The present invention relates to a method and apparatus for detection of tumors, and particularly tumors in human breast tissue.
The purpose of any imaging system for breast cancer detection is to assist in the diagnosis of early stage breast cancer. Currently, women are encouraged to participate in breast cancer screening programs utilizing mammography. Mammograms are x-rays images of a compressed breast, and are acknowledged to be the leading method of breast imaging currently available. While mammography is very sensitive to lesions in the breast, it has acknowledged limitations. For example, mammograms create images of the breast based on density differences and there may be only a slight difference in density between normal tissue and tumors.
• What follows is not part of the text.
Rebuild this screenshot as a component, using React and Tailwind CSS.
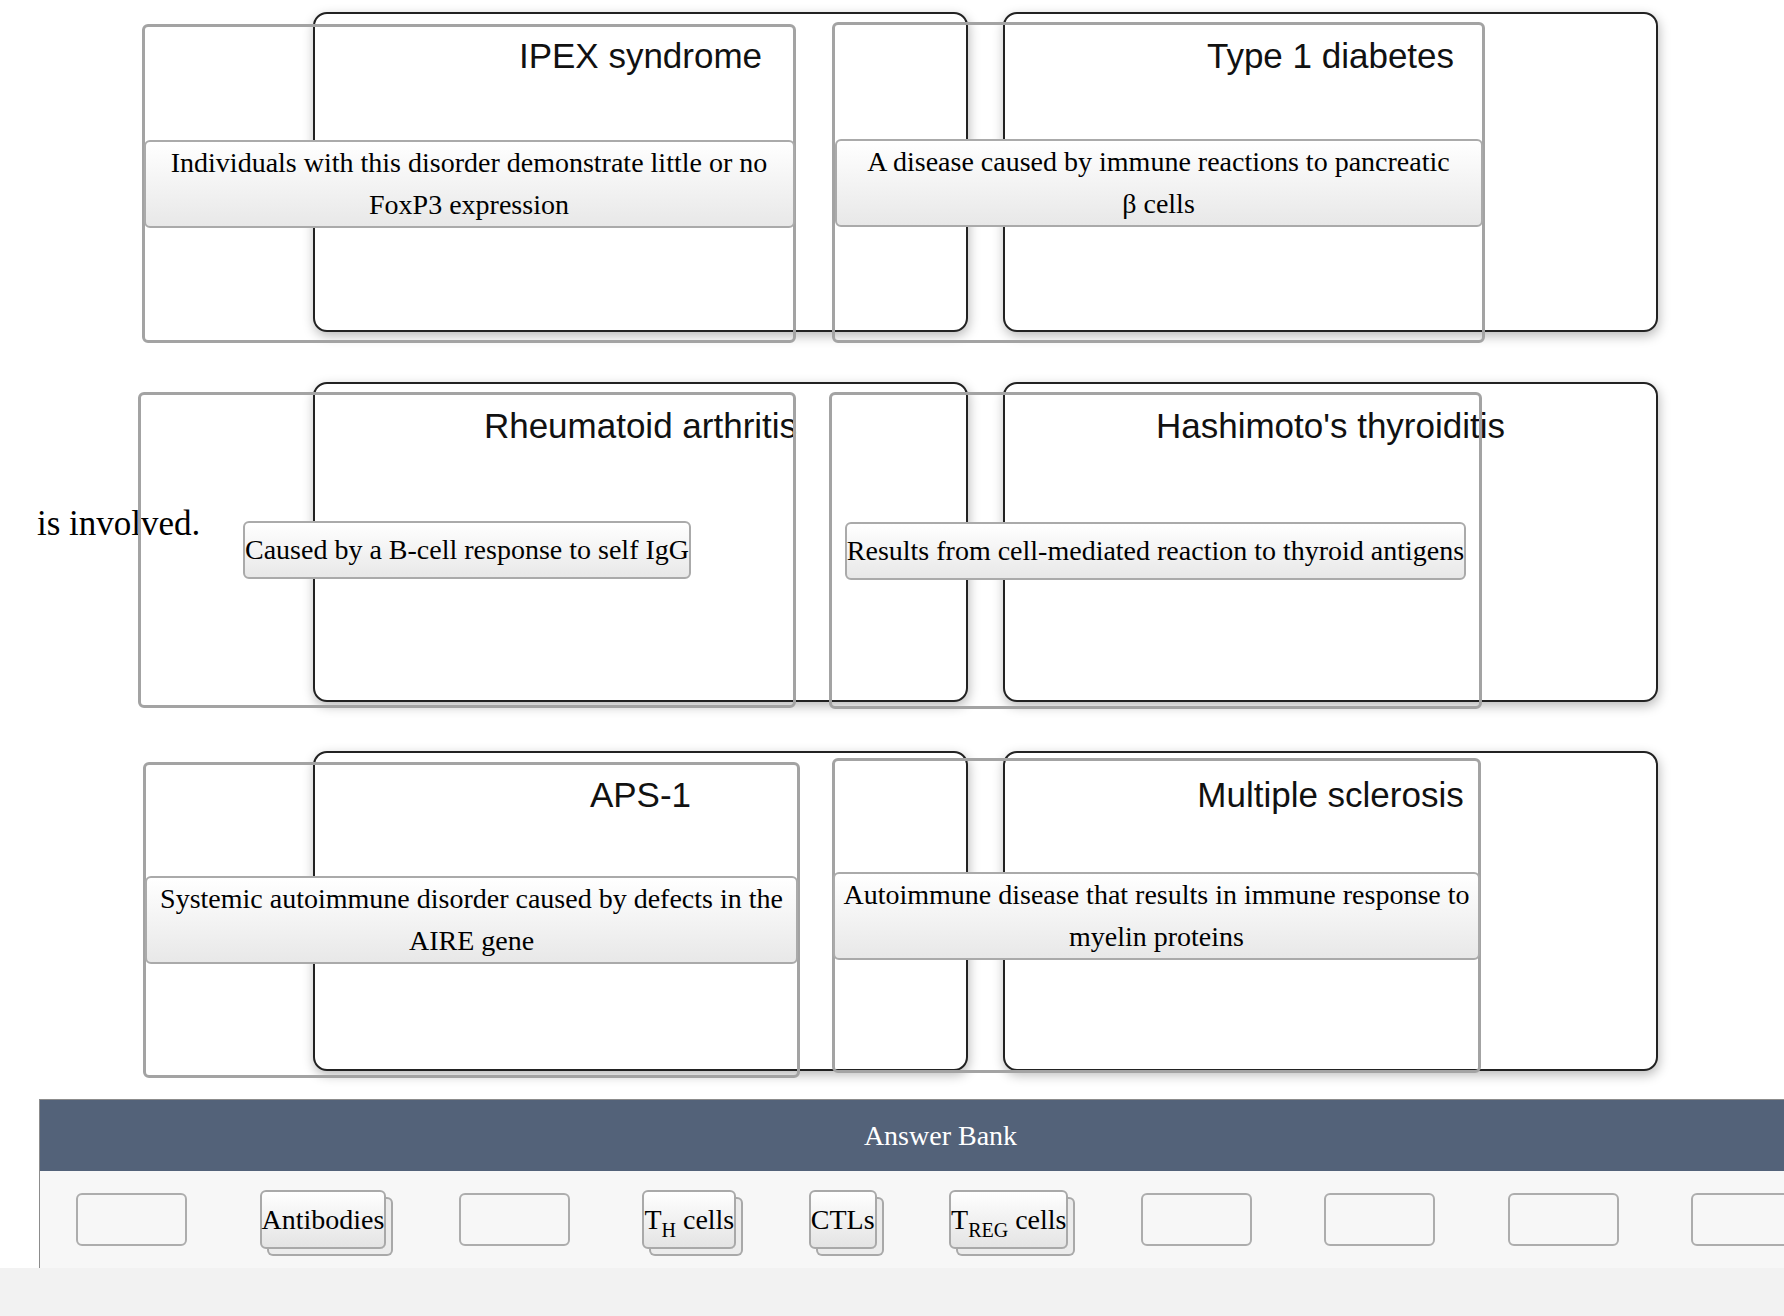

This is especially problematic for imaging women with dense breasts, which comprise a significant portion of the population. Another limitation is that a lesion may not be immediately diagnosed via a single mammogram. Further investigation of suspicious areas involves additional mammography, ultrasound and, in some cases, biopsy. Less than 10% of the suspicious areas investigated are diagnosed as cancer.
Every time a mammogram is taken, the patient incurs a small risk of having a breast tumor induced by the ionizing radiation properties of the X-rays used during the mammogram. Also, the process is sometimes imprecise and, as a result, not cost-efficient. Accordingly, the National Cancer Institute has not recommended mammograms for women under fifty years of age, who are not as likely to develop breast cancers as are older women. However, while only about twenty two percent of breast cancers occur in women under fifty, data suggest that breast cancer is more aggressive in pre-menopausal women.
Mammograms require interpretation by radiologists who can spot cancers between five and ten millimeters in diameter, and the prognosis is excellent in those cases. However, about ten to fifteen percent of tumors of this size and most tumors below this size are not detected. One study showed major clinical disagreements for about one-third of the same mammograms that were interpreted by a group of radiologists. Further, many women find that undergoing a mammogram is a decidedly painful experience.
These limitations have generated interest in alternative breast imaging methods. Many medical imaging technologies have been applied to this problem, including ultrasound and magnetic resonance (“MR”) imaging. Ultrasound is often used to differentiate solid tumors from liquid cysts, but does not provide definitive information on whether a solid tumor is malignant or benign. MR imaging provides a map of the tissue distributions in the breast, and MR breast imaging usually involves injection of a contrast agent. The uptake and washout of the contrast agent in the vicinity of the suspicious lesion is monitored, however it may be difficult to provide a definitive diagnosis as malignancies generally do not have behavior that is consistently and distinctly different than benign lesions.
Therefore, there is a need in the art of medical imaging for a complementary breast imaging tool. Specifically, imaging tools that may be applied to women with suspicious mammograms to quickly and effectively indicate the presence or absence of a tumor would be of great value. The keys to a successful technology are the presence of a consistent contrast between normal breast tissues and malignant lesions, and a difference in the response of benign and malignant tissues. In other words, a physical basis for tumor detection must exist.
Microwave imaging for breast tumor detection is considered to be promising, as it is believed that there is a significant or detectable contrast in malignant, benign and normal tissues over a broad frequency range.